_SET EXERCISE_.
Report the number of lines where the string "that" occurs, and write nothing else.
━━━
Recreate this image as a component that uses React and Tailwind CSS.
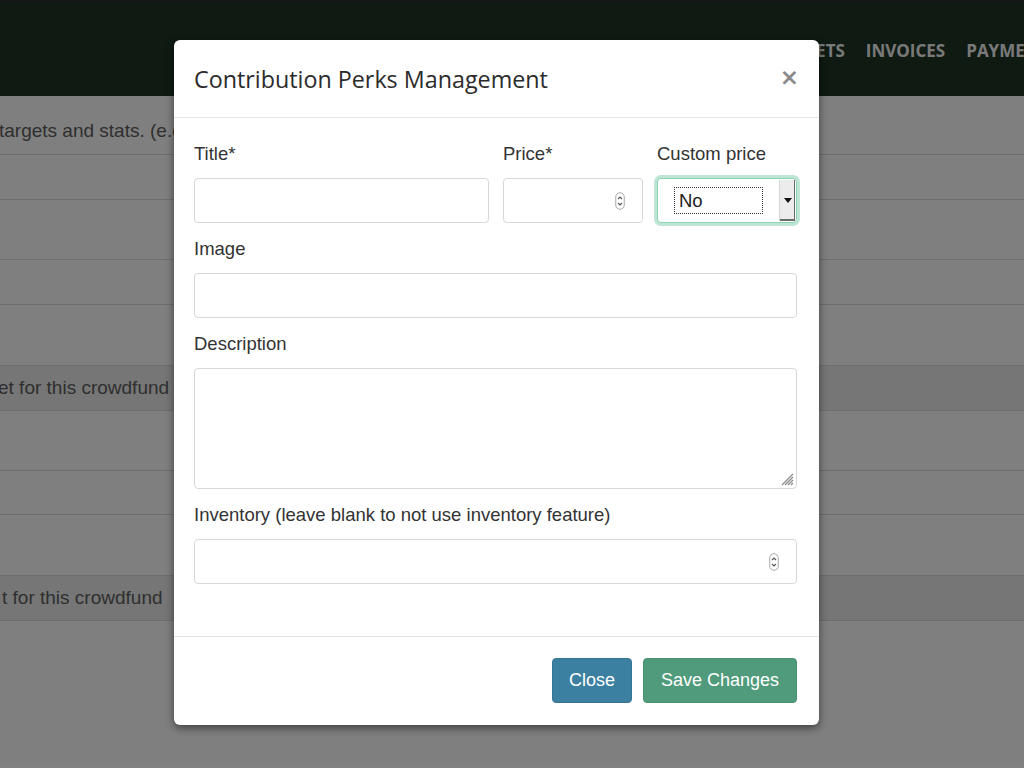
import React from 'react';

const rows = [
  { cls: "h-[59px] pt-[12px]", text: "targets and stats. (e.g. total raised)", pad: "-ml-[1px]" },
  { cls: "h-[45px]" },
  { cls: "h-[60px]" },
  { cls: "h-[45px]" },
  { cls: "h-[61px]" },
  { cls: "h-[45px] bg-[#ececec]", text: "et for this crowdfund", pad: "-ml-[2px]" },
  { cls: "h-[60px]" },
  { cls: "h-[44px]" },
  { cls: "h-[61px]" },
  { cls: "h-[45px] bg-[#ececec]", text: "t for this crowdfund", pad: "ml-[2px]" },
];

function Spinner() {
  return (
    <svg width="10" height="18" viewBox="0 0 10 18" className="shrink-0">
      <rect x="0.75" y="0.75" width="8.5" height="16.5" rx="4.25" fill="#fff" stroke="#a8a8a8" strokeWidth="1" />
      <path d="M3 7 L5 5 L7 7" fill="none" stroke="#555" strokeWidth="1.1" />
      <path d="M3 11 L5 13 L7 11" fill="none" stroke="#555" strokeWidth="1.1" />
    </svg>
  );
}

function Label({ children }) {
  return <div className="h-[24px] leading-[24px] text-[18.5px] text-[#333] mb-[13px] whitespace-nowrap pt-[1px]">{children}</div>;
}

const inputCls = "h-[45px] rounded-[4px] border border-[#d3d9d6] bg-white";

function App() {
  return (
    <div className="relative h-[768px] w-full overflow-hidden bg-white" style={{ fontFamily: '"Liberation Sans", Arial, sans-serif' }}>
      {/* page behind the dialog */}
      <div className="h-[96px] bg-[#1c3424] border-t-2 border-[#2e2e2e] flex items-start overflow-hidden">
        <nav className="flex gap-[21px] pl-[771px] pt-[36px] text-[17px] font-bold text-[#f2f2f2] whitespace-nowrap" style={{ fontFamily: '"Open Sans", sans-serif' }}>
          <span>TARGETS</span>
          <span>INVOICES</span>
          <span>PAYMENTS</span>
        </nav>
      </div>
      {rows.map((r, i) => (
        <div key={i} className={`${r.cls} flex items-center border-b border-[#dadada] text-[19px] text-[#5e5e5e] whitespace-nowrap overflow-hidden`}>
          {r.text && <span className={r.pad}>{r.text}</span>}
        </div>
      ))}

      {/* backdrop */}
      <div className="absolute inset-0 bg-black/50" />

      {/* dialog */}
      <div className="absolute left-[174px] top-[40px] w-[645px] h-[685px] bg-white rounded-[6px] shadow-[0_3px_9px_rgba(0,0,0,0.5)] flex flex-col">
        <div className="h-[78px] shrink-0 flex items-center justify-between pl-[20px] pr-[22px] border-b border-[#e5e5e5]">
          <h4 className="text-[23.3px] text-[#2b2b2b] pt-[1px]" style={{ fontFamily: '"Open Sans", sans-serif' }}>Contribution Perks Management</h4>
          <span className="text-[23px] font-bold text-[#8a8a8a] leading-none -mt-[2px] -mr-[2px]" style={{ fontFamily: '"DejaVu Sans", sans-serif' }}>×</span>
        </div>

        <div className="flex-1 pl-[20px] pr-[22px] pt-[23px] flex flex-col gap-[13px]">
          <div className="grid grid-cols-[295px_140px_140px] gap-x-[14px]">
            <div>
              <Label>Title*</Label>
              <div className={inputCls} />
            </div>
            <div>
              <Label>Price*</Label>
              <div className={`${inputCls} flex items-center justify-end pr-[17px]`}>
                <Spinner />
              </div>
            </div>
            <div>
              <Label>Custom price</Label>
              <div className="h-[45px] rounded-[4px] border border-[#8dd2b4] shadow-[0_0_0_3px_#bfe6d4] bg-white flex items-stretch p-[1px]">
                <div className="flex-1 flex items-center pl-[15px] pr-[16px]">
                  <div className="w-[89px] h-[27px] border border-dotted border-[#333] flex items-center pl-[4px] text-[18.5px] text-[#222]">No</div>
                </div>
                <div className="w-[18px] bg-[#ececec] border-l border-[#d6d6d6] shadow-[inset_-1px_-2px_0_#6a6a6a] flex items-center justify-center">
                  <svg width="8" height="5" viewBox="0 0 8 5"><path d="M0 0 L8 0 L4 5 Z" fill="#111" /></svg>
                </div>
              </div>
            </div>
          </div>

          <div>
            <Label>Image</Label>
            <div className={inputCls} />
          </div>

          <div>
            <Label>Description</Label>
            <div className="relative h-[121px] rounded-[4px] border border-[#d3d9d6] bg-white">
              <svg width="14" height="14" viewBox="0 0 14 14" className="absolute right-[2px] bottom-[2px]">
                <path d="M13 2 L2 13 M13 5 L5 13 M13 8 L8 13 M13 11 L11 13" stroke="#8a8a8a" strokeWidth="1.2" />
              </svg>
            </div>
          </div>

          <div>
            <Label>Inventory (leave blank to not use inventory feature)</Label>
            <div className={`${inputCls} flex items-center justify-end pr-[17px]`}>
              <Spinner />
            </div>
          </div>
        </div>

        <div className="h-[89px] shrink-0 border-t border-[#e5e5e5] flex items-start justify-end gap-[11px] pt-[21px] pr-[22px]">
          <button className="h-[45px] w-[80px] rounded-[4px] bg-[#3b80a1] border border-[#357494] text-white text-[18px]">Close</button>
          <button className="h-[45px] w-[154px] rounded-[4px] bg-[#4f9b7c] border border-[#48916f] text-white text-[18px]">Save Changes</button>
        </div>
      </div>
    </div>
  );
}

export default App;
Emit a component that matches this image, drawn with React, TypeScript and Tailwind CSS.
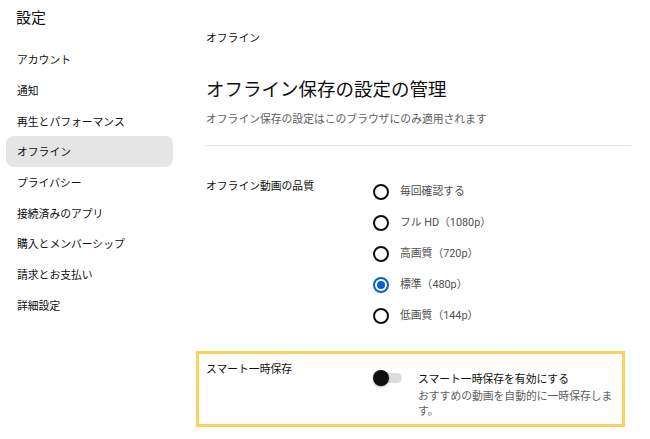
import { useState } from 'react'

const navItems = [
  'アカウント',
  '通知',
  '再生とパフォーマンス',
  'オフライン',
  'プライバシー',
  '接続済みのアプリ',
  '購入とメンバーシップ',
  '請求とお支払い',
  '詳細設定',
]

const qualities = [
  '毎回確認する',
  'フル HD（1080p）',
  '高画質（720p）',
  '標準（480p）',
  '低画質（144p）',
]

export default function App() {
  const [quality, setQuality] = useState(3)
  const [smart, setSmart] = useState(false)

  return (
    <div
      className="flex h-[439px] w-[650px] overflow-hidden bg-white text-[#0f0f0f]"
      style={{ fontFamily: 'Roboto, "Noto Sans CJK JP", sans-serif' }}
    >
      <aside className="w-[179px] shrink-0 pt-[8px]">
        <h1 className="pl-[16px] text-[15px] leading-[20px]">設定</h1>
        <nav className="mt-[16px] flex flex-col">
          {navItems.map((item) => (
            <a
              key={item}
              href="#"
              className={
                'mx-[6px] flex h-[30.7px] items-center rounded-[8px] pl-[11px] pt-[4px] text-[10.8px] ' +
                (item === 'オフライン' ? 'bg-[#e5e5e5]' : '')
              }
            >
              {item}
            </a>
          ))}
        </nav>
      </aside>

      <main className="flex-1 pl-[27px] pr-[19px] pt-[31px]">
        <p className="text-[10.8px] leading-[16px]">オフライン</p>
        <h2 className="mt-[30px] text-[18.5px] leading-[26px]">
          オフライン保存の設定の管理
        </h2>
        <p className="mt-[9px] text-[10.8px] leading-[16px] text-[#606060]">
          オフライン保存の設定はこのブラウザにのみ適用されます
        </p>
        <div className="mt-[17px] h-px bg-[#e5e5e5]" />

        <section className="mt-[30px] flex">
          <div className="mt-[3px] w-[167px] shrink-0 text-[10.8px] leading-[16px]">
            オフライン動画の品質
          </div>
          <div className="flex flex-col">
            {qualities.map((q, i) => (
              <label
                key={q}
                className="flex h-[31px] cursor-pointer items-center gap-[11px]"
                onClick={() => setQuality(i)}
              >
                <span
                  className={
                    'flex size-[16px] items-center justify-center rounded-full border-2 ' +
                    (quality === i ? 'border-[#065fd4]' : 'border-[#0f0f0f]')
                  }
                >
                  {quality === i && (
                    <span className="size-[8px] rounded-full bg-[#065fd4]" />
                  )}
                </span>
                <span className="pt-[2px] text-[10.8px] text-[#505050]">{q}</span>
              </label>
            ))}
          </div>
        </section>

        <section className="-ml-[10px] mt-[20px] flex w-[429px] border-[3px] border-[#fcd35a] pb-[5px] pl-[7px] pt-[7px]">
          <div className="mt-[1px] w-[167px] shrink-0 text-[10.8px] leading-[16px]">
            スマート一時保存
          </div>
          <div className="flex items-start">
            <button
              type="button"
              onClick={() => setSmart(!smart)}
              className="relative mt-[9px] h-[16px] w-[29px] shrink-0"
              aria-pressed={smart}
            >
              <span
                className={
                  'absolute left-[3px] top-[3px] h-[10px] w-[26px] rounded-full ' +
                  (smart ? 'bg-[#a7c7f2]' : 'bg-[#dcdcdc]')
                }
              />
              <span
                className={
                  'absolute top-0 size-[16px] rounded-full shadow-[0_1px_2px_rgba(0,0,0,0.35)] ' +
                  (smart ? 'left-[13px] bg-[#065fd4]' : 'left-0 bg-[#0f0f0f]')
                }
              />
            </button>
            <div className="ml-[16px] mt-[11px] w-[200px]">
              <p className="text-[10.8px] leading-[16px]">
                スマート一時保存を有効にする
              </p>
              <p className="mt-[1px] text-[10.8px] leading-[15px] text-[#606060]">
                おすすめの動画を自動的に一時保存します。
              </p>
            </div>
          </div>
        </section>
      </main>
    </div>
  )
}
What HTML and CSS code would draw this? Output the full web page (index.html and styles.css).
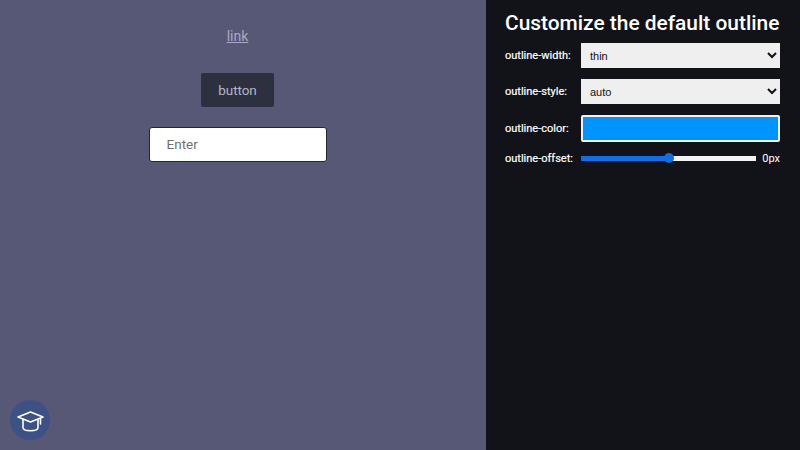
━━━
_WRITTEN RESPONSE_.
2